What events can we expect?

David Malin: The International Year of Astronomy is going to be a fantastic year.

2009 is the four hundredth anniversary of Galileo's first turning his telescope to the sky and being able to see things that had never been seen before.

He wasn't the person who invented the telescope nor was he the first person to point it at the sky.

What Galileo did was to look through his telescope with scientific insight.

He observed the Moon and saw its mountains and made drawings of it.

He saw stars that had never been seen before.

He saw the phases of Venus.

But most importantly he saw moons going around the planet Jupiter and that confirmed his and other people's views that the Sun might be at the centre of the solar system.

He'd seen what looked like another solar system going around another planet.

That was probably the most important thing that Galileo did.

It's that Epoch making discovery that changed our view of the universe and of our place within it that we're celebrating in 2009.

There will be all kinds of outreach activities, all kinds of community activities as well.

There'll be art exhibitions, travelling shows, there'll be Fred and I talking endlessly, endlessly all through ...

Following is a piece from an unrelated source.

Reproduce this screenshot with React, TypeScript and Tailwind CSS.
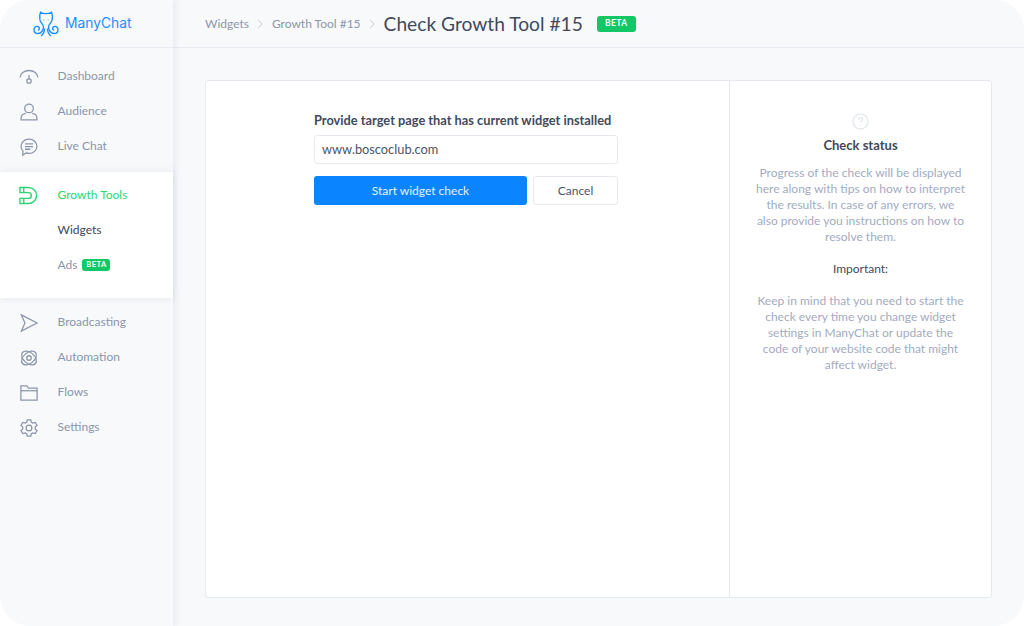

Fred Watson: For weeks on end.

David: For weeks on end through 2009.

There'll be theatre performances etcetera, all sorts of wonderful, exciting things.

What are you going to do Fred?

Fred: Well, well I was just going to say that there's going to be an opening ceremony isn't there?

David: There'll be an opening ceremony, New Year's Eve at Christmas.

Fred: Which is going to be rather a clever thing, the fireworks display in Sydney Harbour will also have a dropping of the time ball at

Sydney Observatory and this is an ancient time signal that used to be used for mariners to set their chronometers.

So, that when they went off sailing around the sea they knew where they were.

But that time ball will fall at midnight on the 31st of December.

But instead of being driven by a clock, it's being driven by a thing called a pulsar which is the most accurate kind of clock in the universe.

So, the time signal's coming from space and it will kick off the International Year of Astronomy.

Then there are all sorts of events planned and something called a Hundred Hours of Astronomy.

David: That should be exciting. Everybody should be able to take part in that.

Fred: Yep.

David: That's in April.

Fred: In April. There will be events of quite unusual kind like cruises and things like that where David and I'll be telling people about the sky.

But there is a whole range of community activities.

The Amateur Astronomy Community is getting very highly mobilised.

They will have star parties, there'll be education weekends.

There is a thing called the Festival of the Stars in Coonabarabran which is where the Anglo-Australian Telescope is and that too will be

a special extended version for the International Year of Astronomy.

There's one of these Festival of the Stars every year or Festivals of the Stars every year but the IYA one, the 2009 one should be a big one.

And there is also going to be things like the celebration of the fortieth anniversary of the first human landing on the Moon when

Neil Armstrong set foot on the Moon that will be marked with some kind of party which I hope David and I will be invited to.

David: That's right. It might be at Parkes but certainly they'll be celebrating, Parkes and Tidbinbilla in fact we're celebrating all of that.

The Hundred Hours of Astronomy is a great thing it'll roll round the world for two or three days over a weekend in April and everybody,

literally you as well will be involved at some level since you're now able to connect to the world through this marvellous system you have here.

You'll certainly be involved.

There'll be, well there'll be a closing ceremony as well won't there Fred?

We haven't worked out that yet.

Yesterday, only yesterday I was talking to somebody about organising an event at Government House in Parramatta, Old Government House

in Parramatta, the old buildings there, there was an Observatory run by Sir Thomas Brisbane and many major discoveries were made there

and so we'd like to put on a musical event and an astronomy event and maybe a slideshow and a talk as well and that sort of thing will

be dotted all through the country throughout 2009.

We're going to be run off our feet and it's going to be fantastic.